# Considering getting another rescue- Behavior, 2nd dog, and small dog questions



## wei_xiao (Feb 11, 2014)

Hi everyone,

Sorry this is quite long. Just trying to get all the info out there!

I first came to this forum last spring when I was thinking about adopting my first rescue.

About 8 months ago I adopted a 2ish year old terrier-mutt who had been an owner surrender. He's a great dog. About 35lbs, scruffy and very sweet. It was a slow start, but once we both started figuring things out he's been a super learner, knows all of his basic commands, has a fairly reliable recall (we're still working on it, but we're making huge progress on the 15' leash, so I have hope that one day we'll get there!). He was very under socialized so we've been trying to work on that. He's now great out in town even with strangers. I haven't been able to socialize him a whole lot with dogs yet, unfortunately, the local dog park is NOT a safe place, but he sees other dogs on leashes in town and is now very well behaved. 

I fostered a 90lb male goldendoodle for the summer/early fall this year and they MOSTLY got along really well. The goldendoodle was a bit older and not much of a player anymore, and was very sensitive. Occasionally, my dog would play too rough and upset the doodle who would just try and run away and hide rather than standing up for himself which made my dog think he just wanted to play more. I kept them separated when I was away because my dog knows "off" well and when he got too rough I could tell him off and he'd leave the other dog alone, but if I wasn't there to tell him (I was in other room or something) he nipped a little bit too hard a few times and made the other dog yelp. Other dog was prone to being vocal and screamed at shots, the vet touching him, THINKING he was going to get a shot, thinking the vet was going to touch him, etc. Regardless, it was too rough and the two of them were not the best personality match. The goldendoodle found his perfect family with a bunch of kids and is an only dog which suits him very well. He's still somewhat local to me and I'm really happy to see him doing so well! (I admit I cried when he got adopted, even though I knew I couldn't keep him myself.)

My dog also is very vocal when he plays. He doesn't growl like a normal growl, but does this low rumbly whining sound that is difficult to describe but can sound intimidating. 

He has played a few times with someone I know's female labradoodle and he didn't nip at her, although he was still quite loud.
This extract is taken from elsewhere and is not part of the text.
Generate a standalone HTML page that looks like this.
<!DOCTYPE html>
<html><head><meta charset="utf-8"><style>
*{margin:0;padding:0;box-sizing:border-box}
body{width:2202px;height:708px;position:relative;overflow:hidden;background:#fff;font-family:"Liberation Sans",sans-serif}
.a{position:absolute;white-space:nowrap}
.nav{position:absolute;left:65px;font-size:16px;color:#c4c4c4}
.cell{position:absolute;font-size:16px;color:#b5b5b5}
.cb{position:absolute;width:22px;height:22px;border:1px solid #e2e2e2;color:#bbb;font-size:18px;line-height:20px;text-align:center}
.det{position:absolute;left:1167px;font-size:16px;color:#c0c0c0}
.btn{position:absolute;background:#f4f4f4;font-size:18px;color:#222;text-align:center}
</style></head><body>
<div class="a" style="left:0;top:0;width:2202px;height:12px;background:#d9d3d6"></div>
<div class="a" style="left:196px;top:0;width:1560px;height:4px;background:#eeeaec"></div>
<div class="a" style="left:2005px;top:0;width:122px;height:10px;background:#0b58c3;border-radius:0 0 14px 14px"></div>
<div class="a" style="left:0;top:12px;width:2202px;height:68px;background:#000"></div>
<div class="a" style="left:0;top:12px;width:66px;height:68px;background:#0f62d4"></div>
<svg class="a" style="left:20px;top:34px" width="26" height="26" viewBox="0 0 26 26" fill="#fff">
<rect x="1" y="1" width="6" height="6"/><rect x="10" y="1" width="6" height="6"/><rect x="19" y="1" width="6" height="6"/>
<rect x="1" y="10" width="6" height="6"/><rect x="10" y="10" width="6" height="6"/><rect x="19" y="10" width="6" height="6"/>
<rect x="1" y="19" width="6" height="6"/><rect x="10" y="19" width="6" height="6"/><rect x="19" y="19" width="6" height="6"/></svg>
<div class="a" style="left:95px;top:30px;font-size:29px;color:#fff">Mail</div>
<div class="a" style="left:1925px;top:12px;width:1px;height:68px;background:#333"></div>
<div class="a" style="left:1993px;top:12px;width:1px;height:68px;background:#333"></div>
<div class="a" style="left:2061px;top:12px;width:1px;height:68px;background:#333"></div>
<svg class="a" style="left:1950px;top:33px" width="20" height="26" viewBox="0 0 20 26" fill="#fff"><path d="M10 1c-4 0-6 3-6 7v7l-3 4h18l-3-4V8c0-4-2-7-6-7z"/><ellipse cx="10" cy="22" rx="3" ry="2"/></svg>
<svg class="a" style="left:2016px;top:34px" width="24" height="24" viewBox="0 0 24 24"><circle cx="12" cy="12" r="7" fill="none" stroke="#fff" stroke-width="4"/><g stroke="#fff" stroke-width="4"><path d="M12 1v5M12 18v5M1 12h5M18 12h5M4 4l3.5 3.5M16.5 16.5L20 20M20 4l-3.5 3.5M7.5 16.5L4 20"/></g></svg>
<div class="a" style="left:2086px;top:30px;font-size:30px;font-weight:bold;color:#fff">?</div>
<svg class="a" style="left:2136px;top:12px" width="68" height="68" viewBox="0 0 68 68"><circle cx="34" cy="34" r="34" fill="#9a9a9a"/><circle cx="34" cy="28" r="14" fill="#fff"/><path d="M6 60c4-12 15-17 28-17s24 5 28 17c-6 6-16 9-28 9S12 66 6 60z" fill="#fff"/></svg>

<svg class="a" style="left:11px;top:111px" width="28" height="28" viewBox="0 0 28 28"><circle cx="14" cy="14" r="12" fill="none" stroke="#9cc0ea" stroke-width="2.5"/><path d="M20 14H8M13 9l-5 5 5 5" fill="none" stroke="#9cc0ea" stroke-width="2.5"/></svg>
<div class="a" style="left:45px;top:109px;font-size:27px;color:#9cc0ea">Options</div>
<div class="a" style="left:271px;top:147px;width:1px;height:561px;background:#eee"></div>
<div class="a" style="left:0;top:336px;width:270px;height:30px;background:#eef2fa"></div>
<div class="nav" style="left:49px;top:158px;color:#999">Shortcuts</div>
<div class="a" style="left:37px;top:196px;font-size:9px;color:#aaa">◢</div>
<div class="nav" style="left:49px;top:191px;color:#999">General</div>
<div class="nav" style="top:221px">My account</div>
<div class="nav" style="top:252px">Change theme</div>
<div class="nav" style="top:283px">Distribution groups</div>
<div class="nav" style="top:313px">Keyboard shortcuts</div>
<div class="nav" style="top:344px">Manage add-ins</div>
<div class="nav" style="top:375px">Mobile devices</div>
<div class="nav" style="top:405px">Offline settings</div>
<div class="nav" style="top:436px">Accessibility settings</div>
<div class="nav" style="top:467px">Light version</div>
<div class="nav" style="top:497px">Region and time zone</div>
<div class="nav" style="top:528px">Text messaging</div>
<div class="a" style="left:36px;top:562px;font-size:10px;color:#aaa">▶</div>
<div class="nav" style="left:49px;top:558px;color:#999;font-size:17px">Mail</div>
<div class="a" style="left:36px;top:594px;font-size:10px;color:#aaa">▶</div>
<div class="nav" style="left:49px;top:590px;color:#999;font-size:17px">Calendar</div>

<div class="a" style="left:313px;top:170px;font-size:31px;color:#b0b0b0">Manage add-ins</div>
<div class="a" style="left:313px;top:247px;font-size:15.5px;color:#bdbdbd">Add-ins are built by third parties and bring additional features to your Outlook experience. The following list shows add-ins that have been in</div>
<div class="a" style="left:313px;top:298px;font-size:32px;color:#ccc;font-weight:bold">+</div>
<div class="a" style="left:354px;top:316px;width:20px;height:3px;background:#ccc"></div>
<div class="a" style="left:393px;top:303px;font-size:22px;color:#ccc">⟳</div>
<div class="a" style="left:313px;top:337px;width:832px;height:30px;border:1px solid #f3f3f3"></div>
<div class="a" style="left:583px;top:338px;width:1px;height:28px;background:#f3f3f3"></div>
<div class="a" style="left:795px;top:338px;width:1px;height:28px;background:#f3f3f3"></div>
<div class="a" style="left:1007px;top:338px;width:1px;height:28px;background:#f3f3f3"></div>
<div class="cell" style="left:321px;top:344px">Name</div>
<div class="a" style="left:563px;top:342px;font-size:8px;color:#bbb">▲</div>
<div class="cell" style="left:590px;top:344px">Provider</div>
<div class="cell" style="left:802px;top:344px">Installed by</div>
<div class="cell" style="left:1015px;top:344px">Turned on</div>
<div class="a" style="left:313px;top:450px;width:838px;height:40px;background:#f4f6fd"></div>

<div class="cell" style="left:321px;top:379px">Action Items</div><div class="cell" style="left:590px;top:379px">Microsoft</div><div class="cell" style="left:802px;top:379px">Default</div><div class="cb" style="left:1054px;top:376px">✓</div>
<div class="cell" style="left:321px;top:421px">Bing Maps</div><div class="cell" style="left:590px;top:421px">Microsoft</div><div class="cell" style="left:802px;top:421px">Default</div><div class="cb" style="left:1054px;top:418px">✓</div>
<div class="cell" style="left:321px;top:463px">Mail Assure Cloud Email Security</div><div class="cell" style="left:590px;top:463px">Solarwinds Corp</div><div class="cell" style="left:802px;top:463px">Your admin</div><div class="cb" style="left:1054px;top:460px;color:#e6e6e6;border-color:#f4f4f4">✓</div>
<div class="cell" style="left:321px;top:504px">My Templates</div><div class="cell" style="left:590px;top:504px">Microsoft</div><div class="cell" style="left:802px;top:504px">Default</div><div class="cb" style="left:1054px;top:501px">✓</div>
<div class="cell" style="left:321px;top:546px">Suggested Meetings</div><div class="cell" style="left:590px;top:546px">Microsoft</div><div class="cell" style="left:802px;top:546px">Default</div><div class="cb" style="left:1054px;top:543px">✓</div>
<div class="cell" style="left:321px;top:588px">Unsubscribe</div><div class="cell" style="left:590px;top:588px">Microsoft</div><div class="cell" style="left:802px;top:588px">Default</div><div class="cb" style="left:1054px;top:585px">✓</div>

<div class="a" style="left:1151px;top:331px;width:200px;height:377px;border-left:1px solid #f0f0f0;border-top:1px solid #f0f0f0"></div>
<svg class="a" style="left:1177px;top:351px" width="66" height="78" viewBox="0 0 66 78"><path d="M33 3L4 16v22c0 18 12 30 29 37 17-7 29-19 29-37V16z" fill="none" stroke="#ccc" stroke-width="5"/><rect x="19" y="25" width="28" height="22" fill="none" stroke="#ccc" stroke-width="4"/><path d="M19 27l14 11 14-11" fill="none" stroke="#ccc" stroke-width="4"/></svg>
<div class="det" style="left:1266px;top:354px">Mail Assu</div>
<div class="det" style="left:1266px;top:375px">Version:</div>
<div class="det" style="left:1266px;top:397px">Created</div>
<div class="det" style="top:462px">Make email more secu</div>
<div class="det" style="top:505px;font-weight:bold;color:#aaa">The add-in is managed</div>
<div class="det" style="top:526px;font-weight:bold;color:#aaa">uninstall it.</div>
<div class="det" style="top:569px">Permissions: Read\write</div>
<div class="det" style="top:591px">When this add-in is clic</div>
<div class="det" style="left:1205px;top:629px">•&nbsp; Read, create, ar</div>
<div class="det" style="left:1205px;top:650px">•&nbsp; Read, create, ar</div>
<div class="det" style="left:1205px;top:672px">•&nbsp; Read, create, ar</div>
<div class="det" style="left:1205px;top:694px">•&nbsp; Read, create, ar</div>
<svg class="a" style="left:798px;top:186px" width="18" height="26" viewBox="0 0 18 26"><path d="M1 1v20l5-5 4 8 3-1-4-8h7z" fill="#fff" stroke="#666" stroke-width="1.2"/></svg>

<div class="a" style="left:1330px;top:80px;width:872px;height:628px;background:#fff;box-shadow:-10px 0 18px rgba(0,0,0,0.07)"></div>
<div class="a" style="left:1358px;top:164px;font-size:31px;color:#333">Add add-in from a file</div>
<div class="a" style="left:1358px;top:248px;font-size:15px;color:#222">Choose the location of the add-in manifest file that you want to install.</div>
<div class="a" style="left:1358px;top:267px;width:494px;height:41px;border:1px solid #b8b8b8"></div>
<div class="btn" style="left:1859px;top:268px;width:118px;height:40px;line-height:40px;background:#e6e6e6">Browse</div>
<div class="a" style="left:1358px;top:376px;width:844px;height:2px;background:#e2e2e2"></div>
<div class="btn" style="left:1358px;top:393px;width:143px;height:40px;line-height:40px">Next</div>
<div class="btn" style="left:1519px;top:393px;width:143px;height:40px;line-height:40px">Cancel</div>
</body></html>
Her dog didn't mind though, and they had a great time. I've been working with a trainer who recommends just calling him off the dog when he gets too loud/plays rough and letting him calm down and then letting him play again. It worked well with that dog, but unfortunately we haven't been able to get together since.

I've always preferred to have two dogs so I have often wondered about adopting another dog, (I think I'm too sentimental to do another foster, although it is a possibility to consider again, I suppose.) but I'm uncertain about whether or not I should. Financially and time/space wise I could do it, although at this point I think it would be better to have a small dog rather than a very large one. One day I will have a GSD, but I'm not ready to deal with that kind of hair! I would prefer a female over a male, because in my experience growing up with dogs, m/f pairings worked much better than m/m and infinitely better than f/f. We had two littermate females dropped on our doorstep when I was a kid and those two could fight like no other. 

I was planning on holding off for a while until I made my next move for my job, but a friend of mine contacted me recently about a dog that really needs a home ASAP. She's a 9 month old yorkie type mix that weighs less than 10lbs. She's been begging me to come adopt this dog, and I'm having a hard time saying no because I'm a sucker. I want to say yes, the dog seems very sweet, is house trained and friendly, and adorable, even though I'm not normally a very small dog person.

My concerns:
- The size difference. My dog outweighs her by more than 25lbs. My brother was house sitting for me once a while back and apparently introduced a miniature dachshund to my dog and he was fine, but that has (to my knowledge) been his only interaction with a tiny dog and I'm afraid he'll see her as a tiny chew toy or prey. He is not good with cats, and I'm wondering if her small size will make him see her differently. My parents had mastiffs or danes (who were also not good with cats) and toy sized dogs when I was growing up and that worked fine, but the sized combined with:
- My dog's playing style makes me nervous. He's really not one that I would characterize at all as aggressive or mean spirited. It is just more that he is over rambunctious and I think was never put in his place/taught to interact properly. I was told he was a craigslist puppy and was taken away from his mother very very early and then not socialized. He just doesn't understand doggie-boundaries that well, although he seems like he is learning/can learn.
- Getting a tiny dog: my parents tiny dogs were great with the family but had NO training and barked incessantly. When people came to the house they would bark for thirty minutes at them at least, and still bark at everyone (briefly) other than my mother if we stop by the house for anything, including my younger siblings that still live there. I am sure that tiny dogs can be trained too, but I'm afraid I won't know how to properly and I'll have a yapping monster.
- Jealousy. My dog has been an only dog for a while again now and I'm afraid a tiny lap sized dog that can sit where he wants to (and doesn't fit) like on my lap while I'm working at my desk will make him jealous.

I'm going to discuss it at more length with my trainer when I see her today for our session, but I shot her a quick email the other day and she thinks it would be worth at least letting the dogs meet. I'd love some more opinions though! I desperately want to say yes, but I also want to be responsible about it.


----------